Lords of the Rings


The rings arrived three months after success landed on our doorstep. The week after Thanksgiving, our boys clinched the state championship in football, which is a title so sacred in Georgia that people practically make the sign of the cross in the air after pronouncing it like a benediction. The event itself wasn’t even sporting since it looked like the New England Patriots versus a Pee Wee league, but when the blood flows away from home bench, no one complains. So of course such an auspicious occasion would come with commemorative jewelry to sear the victory into the minds of all who possess this band of triumph. Unfortunately, no one anticipated the searing pain the kids might get from trying to wear them.

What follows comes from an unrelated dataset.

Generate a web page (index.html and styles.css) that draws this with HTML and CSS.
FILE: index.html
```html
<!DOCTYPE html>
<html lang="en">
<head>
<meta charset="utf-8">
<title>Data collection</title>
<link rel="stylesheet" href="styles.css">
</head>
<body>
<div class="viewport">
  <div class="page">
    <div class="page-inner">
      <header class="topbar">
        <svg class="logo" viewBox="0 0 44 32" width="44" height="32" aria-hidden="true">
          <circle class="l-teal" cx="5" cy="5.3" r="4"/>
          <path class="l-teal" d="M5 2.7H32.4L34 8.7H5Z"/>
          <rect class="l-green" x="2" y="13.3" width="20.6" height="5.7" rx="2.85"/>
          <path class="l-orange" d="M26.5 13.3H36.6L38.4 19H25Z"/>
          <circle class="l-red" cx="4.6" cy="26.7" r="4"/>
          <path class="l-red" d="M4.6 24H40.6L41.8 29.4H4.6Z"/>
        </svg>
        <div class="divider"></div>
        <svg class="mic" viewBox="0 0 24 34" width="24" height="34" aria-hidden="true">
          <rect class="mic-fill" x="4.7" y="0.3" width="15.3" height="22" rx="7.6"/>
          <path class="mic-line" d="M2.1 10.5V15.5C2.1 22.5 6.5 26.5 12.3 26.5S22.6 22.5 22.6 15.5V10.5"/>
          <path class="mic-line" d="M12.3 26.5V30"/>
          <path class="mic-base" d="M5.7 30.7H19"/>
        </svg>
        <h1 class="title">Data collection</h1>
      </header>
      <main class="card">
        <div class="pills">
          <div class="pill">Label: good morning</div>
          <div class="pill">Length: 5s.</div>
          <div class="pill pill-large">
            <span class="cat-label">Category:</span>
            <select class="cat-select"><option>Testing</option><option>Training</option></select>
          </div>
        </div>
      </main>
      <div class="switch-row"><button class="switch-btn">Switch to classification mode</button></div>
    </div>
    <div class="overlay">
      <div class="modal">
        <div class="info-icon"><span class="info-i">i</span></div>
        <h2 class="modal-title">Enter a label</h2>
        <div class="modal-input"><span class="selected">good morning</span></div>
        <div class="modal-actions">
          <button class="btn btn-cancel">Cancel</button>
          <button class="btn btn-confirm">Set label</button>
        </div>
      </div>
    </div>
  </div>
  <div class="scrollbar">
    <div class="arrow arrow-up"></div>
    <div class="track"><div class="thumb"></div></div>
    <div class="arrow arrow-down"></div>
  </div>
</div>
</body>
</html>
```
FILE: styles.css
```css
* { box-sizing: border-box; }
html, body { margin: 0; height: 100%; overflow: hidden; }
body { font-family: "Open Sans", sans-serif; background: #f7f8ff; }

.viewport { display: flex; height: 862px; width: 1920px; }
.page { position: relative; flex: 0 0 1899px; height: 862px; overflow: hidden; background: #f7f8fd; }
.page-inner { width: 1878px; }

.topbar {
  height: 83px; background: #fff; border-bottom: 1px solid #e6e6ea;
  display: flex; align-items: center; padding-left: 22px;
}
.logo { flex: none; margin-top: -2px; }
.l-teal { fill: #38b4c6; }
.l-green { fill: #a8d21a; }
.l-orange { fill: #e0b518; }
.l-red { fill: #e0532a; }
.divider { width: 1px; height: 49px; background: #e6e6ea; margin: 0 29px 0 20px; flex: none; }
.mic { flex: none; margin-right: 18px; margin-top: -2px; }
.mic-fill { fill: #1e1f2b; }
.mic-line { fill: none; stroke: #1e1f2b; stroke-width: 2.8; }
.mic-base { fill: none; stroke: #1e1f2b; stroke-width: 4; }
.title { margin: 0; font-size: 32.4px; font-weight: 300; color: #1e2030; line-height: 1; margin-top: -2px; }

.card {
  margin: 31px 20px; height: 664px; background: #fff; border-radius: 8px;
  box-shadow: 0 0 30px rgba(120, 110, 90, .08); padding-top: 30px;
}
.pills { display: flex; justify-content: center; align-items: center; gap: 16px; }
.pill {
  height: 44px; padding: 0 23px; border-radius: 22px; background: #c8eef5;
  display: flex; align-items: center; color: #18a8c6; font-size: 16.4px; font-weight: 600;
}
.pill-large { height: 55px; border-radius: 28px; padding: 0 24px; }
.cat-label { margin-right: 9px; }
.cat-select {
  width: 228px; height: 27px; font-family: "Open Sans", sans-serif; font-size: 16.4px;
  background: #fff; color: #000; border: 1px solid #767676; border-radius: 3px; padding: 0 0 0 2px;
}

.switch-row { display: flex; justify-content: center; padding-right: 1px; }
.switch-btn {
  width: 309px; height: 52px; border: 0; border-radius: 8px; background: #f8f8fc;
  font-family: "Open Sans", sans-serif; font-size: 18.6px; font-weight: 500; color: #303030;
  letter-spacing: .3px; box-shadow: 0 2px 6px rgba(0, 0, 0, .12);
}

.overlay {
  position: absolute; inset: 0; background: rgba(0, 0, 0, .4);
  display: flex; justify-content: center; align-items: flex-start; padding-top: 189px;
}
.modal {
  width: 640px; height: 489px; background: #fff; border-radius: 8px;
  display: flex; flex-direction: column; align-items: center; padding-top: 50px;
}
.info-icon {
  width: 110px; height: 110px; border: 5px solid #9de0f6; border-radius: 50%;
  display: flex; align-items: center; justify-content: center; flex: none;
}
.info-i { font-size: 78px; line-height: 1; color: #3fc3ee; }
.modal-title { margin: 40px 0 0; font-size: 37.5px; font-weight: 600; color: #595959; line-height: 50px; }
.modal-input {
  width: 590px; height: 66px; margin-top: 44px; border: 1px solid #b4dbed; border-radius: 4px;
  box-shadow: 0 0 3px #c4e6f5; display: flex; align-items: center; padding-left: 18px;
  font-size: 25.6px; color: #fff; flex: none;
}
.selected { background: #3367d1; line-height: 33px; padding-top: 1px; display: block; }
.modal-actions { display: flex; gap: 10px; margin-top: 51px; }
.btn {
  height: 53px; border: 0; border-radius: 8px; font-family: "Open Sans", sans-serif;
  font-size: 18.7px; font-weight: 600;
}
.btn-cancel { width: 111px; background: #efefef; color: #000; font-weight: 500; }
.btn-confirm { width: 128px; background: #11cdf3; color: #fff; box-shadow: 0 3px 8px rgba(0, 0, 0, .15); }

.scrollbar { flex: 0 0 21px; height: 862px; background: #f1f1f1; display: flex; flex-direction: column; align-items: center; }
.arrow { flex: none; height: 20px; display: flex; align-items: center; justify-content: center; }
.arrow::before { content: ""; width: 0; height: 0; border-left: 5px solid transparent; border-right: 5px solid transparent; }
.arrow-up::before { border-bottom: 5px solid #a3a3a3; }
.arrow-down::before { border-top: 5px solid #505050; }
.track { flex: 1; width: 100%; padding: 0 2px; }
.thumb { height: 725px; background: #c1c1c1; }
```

I first saw the rings on my freshmen babies. They came into English class with a different air about their walk, but not in the way I anticipated. Instead of holding their heads high and puffing out their chests, they seemed to be puffing from exertion and listing to the right. One shoulder dipped several inches lower than the other and gave the male population of my classroom a hunchback of Notre Dame look that was most unsettling. When I asked about the collective “I need a V-8!” theme, one fellow swung his arm around his body like an ax until his hand landed on the desk in front of him. And there I beheld the Ring of Champions.

The precious . . .

The precious . . .

The weight of the ring itself was alarming, and I watched shaking hands struggle to operate a pencil with the equivalent of a dumbbell strapped on their knuckle. But the real challenge of the finger candy was its girth. If you flipped that sucker upright, you could fit a round of beverages and a platter of onion rings for a party of five comfortably around the stone with room for cocktail napkins left over. No wonder the poor dears were dragging knuckles on the ground like primates.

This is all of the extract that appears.